The first public impeachment hearings on President Donald Trump’s alleged illegally pressuring of Ukraine’s President Zelensky to investigate his political rival former Vice President Joe Biden began this morning in Washington D.C. It is known as the Ukraine scandal. The impeachment proceeding is the first step by Democrats to try to remove President Trump from office.
Public opinion is divided along party lines in almost any current political discussion and the impeachment hearings are no different. The influence of which media outlets audiences get their news from is a major factor.
The House Intelligence Committee heard testimony from the current U.S. Ambassador to Ukraine, William B. Taylor Jr. and Congressman Devin Nunes to help determine if President Trump was involved in the illegal activity connected to the Ukraine sandal.
With the rise of cable news and the internet, the media has covered this impeachment hearing differently than previous ones for former president’s Bill Clinton and Richard Nixon.
“When we had three national news channels CBS, ABC and NBC…. we had one set of facts. Everyone is entitled to their own opinions, not their own facts,” says journalism professor of professional practice at USC Annenberg, Gabriel Kahn.
Director of the Center for the Political Future at USC Dornsife, Robert Shrum says that social media is another element that has deepened the political divide. “We have so much more media, such a variety of media as compared to the Nixon hearings. Twitter alone is like its own independent channel with hundreds of thousands of people tweeting in real time,” Shrum says.
Kahn’s opinion is that the current partisan news model failed to examine Congressman Nunes opening statement today before the House Intelligence Committee based on the facts. “Cable news is a very effective way of collecting advertising revenue, because audiences can be micro targeted based on their opinions and views,” said Kahn.

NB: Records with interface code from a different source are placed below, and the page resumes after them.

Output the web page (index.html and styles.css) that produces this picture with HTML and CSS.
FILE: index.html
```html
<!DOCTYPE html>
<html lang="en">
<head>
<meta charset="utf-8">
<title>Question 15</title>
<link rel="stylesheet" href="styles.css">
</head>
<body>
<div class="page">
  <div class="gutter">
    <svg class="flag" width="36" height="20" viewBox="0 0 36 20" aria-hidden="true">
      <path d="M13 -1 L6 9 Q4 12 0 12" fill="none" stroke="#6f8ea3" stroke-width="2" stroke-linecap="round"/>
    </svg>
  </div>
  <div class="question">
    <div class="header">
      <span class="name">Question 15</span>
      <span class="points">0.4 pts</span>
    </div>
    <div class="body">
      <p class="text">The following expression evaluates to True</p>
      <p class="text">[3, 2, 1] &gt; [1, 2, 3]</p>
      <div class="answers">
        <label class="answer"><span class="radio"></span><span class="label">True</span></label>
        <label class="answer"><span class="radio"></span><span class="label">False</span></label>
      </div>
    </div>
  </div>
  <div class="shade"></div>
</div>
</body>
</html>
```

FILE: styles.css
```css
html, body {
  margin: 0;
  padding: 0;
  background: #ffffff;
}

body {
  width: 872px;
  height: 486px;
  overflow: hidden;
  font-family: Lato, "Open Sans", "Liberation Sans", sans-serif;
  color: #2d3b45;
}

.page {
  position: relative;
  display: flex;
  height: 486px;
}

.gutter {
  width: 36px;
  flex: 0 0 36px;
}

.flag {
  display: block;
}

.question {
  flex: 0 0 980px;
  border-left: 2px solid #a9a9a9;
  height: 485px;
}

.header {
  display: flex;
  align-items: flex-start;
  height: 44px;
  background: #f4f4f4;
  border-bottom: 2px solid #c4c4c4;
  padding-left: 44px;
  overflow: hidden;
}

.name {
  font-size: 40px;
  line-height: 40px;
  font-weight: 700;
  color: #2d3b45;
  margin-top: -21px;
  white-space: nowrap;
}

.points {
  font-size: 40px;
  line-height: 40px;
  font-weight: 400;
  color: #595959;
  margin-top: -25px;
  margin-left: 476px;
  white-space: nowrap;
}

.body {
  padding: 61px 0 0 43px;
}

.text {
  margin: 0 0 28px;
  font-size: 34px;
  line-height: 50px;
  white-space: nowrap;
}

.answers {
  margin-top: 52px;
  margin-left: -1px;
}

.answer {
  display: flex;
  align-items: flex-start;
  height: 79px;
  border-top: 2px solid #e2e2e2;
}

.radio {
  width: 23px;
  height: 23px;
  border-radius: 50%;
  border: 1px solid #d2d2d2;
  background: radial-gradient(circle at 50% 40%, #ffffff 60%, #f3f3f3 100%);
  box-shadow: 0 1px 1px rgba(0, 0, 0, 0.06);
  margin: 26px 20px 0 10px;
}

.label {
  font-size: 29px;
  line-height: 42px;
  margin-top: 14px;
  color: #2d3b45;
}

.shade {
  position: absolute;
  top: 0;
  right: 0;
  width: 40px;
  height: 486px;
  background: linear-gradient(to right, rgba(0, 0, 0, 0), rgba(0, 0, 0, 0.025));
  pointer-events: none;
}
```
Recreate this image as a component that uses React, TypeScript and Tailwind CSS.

“It is really a business incentive that drove Fox news to stake out its claim on the right and subsequently later MSNBC to think that they should own the left side of the spectrum,” Kahn said. He encourages audiences to seek out professionally produced journalism that is vetted for facts as opposed to “ideological comfort food.”
Shrum has a different opinion based on news he saw and read of today’s hearing. “I think the media has mostly played this [the impeachment hearing] pretty straight. They have reported the facts,” said Shrum.
Deputy director of rapid response at Media Matters for America, Andrew Lawrence has noticed a trend while monitoring cable news. While Lawrence’s job is to aggregate data on broadcast news trends at night, primarily Fox News, he has noticed that different channels have prioritized different aspects of the impeachment hearing. “Fox News tends to criticize the process of impeachment, while MSNBC is concerned with the background to impeachment and allegations of bribery in the Ukraine scandal,” Lawrence said.
Media Matters for America is a Washington D.C. based organization that has a liberal bias and primarily focuses on misinformation in conservative media Lawrence said.